(Records with interface code)
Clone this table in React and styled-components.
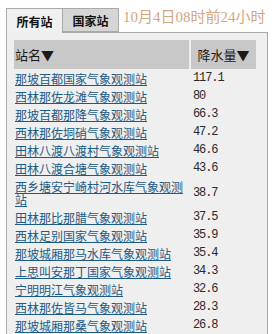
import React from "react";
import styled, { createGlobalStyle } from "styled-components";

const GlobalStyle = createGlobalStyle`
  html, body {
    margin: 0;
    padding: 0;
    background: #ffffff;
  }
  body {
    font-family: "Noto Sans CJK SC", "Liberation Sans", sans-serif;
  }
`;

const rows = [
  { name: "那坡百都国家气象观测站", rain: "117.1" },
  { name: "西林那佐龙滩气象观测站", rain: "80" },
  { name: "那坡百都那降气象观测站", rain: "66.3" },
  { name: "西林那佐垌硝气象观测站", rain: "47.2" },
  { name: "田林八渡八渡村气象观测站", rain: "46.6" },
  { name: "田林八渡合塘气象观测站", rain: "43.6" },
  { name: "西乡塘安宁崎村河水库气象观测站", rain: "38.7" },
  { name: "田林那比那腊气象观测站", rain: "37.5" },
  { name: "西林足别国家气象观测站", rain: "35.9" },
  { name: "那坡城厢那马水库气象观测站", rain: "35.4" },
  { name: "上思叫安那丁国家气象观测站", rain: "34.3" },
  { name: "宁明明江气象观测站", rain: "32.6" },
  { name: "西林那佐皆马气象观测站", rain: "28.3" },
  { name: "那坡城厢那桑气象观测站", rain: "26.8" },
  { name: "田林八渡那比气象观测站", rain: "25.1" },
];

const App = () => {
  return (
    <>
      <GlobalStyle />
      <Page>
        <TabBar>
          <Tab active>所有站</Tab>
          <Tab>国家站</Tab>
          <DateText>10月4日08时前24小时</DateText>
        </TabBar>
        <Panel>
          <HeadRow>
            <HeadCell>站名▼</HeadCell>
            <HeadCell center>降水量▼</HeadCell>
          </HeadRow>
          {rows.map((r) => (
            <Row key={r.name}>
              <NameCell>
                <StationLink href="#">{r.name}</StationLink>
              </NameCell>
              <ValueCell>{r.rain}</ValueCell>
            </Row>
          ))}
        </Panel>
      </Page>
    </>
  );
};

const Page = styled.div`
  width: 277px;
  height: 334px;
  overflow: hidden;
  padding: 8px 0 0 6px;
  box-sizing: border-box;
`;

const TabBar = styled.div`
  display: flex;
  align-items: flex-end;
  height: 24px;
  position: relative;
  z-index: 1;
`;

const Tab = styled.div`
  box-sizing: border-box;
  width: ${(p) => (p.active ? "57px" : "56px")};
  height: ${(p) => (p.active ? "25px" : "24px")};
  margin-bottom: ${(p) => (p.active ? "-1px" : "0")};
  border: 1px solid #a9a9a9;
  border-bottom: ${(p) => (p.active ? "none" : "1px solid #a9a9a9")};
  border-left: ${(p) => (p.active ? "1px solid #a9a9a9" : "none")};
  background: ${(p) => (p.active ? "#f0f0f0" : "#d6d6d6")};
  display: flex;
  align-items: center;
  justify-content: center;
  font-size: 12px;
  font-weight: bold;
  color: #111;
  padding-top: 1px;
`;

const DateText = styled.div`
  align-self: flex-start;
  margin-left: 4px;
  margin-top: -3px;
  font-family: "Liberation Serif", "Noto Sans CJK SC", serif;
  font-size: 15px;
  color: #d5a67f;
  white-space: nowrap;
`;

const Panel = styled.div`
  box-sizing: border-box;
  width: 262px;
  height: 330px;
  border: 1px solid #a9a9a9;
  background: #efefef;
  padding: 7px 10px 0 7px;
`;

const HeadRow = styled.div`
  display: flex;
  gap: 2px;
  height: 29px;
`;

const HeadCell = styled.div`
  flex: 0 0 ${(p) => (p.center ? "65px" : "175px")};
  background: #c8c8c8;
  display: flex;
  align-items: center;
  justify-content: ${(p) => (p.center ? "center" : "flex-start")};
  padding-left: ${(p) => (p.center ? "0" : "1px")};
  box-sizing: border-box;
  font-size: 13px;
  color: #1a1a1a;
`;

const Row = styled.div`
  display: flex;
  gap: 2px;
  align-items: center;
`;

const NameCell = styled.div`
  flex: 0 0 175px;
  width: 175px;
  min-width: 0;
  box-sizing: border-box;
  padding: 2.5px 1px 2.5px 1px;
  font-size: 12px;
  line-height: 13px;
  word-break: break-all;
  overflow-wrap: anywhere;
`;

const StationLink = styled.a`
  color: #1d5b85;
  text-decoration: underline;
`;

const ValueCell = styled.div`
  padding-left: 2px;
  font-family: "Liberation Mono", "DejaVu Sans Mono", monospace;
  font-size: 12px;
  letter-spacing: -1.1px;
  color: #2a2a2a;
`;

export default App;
==
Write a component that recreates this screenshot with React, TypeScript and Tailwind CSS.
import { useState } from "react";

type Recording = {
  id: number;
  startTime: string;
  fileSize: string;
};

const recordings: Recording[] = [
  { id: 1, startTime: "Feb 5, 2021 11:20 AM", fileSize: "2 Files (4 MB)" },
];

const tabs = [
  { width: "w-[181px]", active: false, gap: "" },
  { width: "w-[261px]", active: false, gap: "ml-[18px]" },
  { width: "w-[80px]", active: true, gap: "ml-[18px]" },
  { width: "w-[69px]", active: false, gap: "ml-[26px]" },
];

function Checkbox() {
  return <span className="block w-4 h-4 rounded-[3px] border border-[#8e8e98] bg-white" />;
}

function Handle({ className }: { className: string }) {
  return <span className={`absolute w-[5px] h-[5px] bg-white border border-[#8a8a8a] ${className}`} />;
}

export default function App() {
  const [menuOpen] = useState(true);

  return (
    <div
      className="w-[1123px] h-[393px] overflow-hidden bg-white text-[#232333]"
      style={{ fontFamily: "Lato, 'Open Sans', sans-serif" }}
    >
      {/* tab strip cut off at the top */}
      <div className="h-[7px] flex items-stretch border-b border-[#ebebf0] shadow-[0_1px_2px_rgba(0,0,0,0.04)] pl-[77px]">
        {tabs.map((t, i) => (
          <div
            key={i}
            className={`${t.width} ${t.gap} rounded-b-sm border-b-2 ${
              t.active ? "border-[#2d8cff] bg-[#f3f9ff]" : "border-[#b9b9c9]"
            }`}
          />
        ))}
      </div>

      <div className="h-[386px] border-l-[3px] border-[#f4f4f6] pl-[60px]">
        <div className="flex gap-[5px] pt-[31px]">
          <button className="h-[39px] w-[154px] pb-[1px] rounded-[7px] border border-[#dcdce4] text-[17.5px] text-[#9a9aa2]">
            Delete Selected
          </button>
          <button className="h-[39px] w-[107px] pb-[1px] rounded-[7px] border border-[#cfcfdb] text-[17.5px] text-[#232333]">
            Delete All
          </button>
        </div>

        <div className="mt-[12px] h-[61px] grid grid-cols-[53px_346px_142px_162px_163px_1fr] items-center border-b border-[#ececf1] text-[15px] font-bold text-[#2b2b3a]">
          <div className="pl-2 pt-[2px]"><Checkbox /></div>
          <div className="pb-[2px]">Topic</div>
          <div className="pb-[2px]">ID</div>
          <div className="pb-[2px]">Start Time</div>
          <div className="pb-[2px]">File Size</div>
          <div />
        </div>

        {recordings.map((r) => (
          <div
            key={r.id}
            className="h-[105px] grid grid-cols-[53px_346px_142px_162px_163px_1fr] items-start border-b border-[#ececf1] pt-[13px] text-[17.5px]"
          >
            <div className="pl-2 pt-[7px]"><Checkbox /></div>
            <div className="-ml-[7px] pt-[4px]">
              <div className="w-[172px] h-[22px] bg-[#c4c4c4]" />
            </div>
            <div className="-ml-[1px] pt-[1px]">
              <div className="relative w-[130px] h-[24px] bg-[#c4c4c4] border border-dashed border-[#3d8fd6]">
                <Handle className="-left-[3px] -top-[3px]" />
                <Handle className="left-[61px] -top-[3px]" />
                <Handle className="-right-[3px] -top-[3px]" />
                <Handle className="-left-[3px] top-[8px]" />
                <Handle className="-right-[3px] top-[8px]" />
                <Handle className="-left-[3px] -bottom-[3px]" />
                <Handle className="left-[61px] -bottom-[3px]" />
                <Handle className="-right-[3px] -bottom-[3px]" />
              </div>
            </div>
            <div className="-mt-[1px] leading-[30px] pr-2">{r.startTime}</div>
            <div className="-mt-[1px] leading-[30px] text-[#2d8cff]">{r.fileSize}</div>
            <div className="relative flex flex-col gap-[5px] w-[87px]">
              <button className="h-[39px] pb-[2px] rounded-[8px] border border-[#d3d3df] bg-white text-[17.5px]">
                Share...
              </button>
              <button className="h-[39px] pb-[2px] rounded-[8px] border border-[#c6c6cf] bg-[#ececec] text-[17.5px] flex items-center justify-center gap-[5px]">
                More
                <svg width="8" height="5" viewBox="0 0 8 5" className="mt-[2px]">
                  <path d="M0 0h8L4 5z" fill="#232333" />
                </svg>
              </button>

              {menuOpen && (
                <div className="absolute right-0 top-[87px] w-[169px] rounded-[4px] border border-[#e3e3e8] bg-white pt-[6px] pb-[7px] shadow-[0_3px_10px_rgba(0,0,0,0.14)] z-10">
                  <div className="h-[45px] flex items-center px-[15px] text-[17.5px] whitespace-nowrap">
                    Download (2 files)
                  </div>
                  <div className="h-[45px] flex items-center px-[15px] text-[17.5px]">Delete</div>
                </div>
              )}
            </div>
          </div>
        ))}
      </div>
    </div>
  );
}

= PROBLEM DESCRIPTION =
In the records above, find each line holding "this" and copy it.

= EXERCISE RESPONSE =
Clone this table in React and styled-components.
Write a component that recreates this screenshot with React, TypeScript and Tailwind CSS.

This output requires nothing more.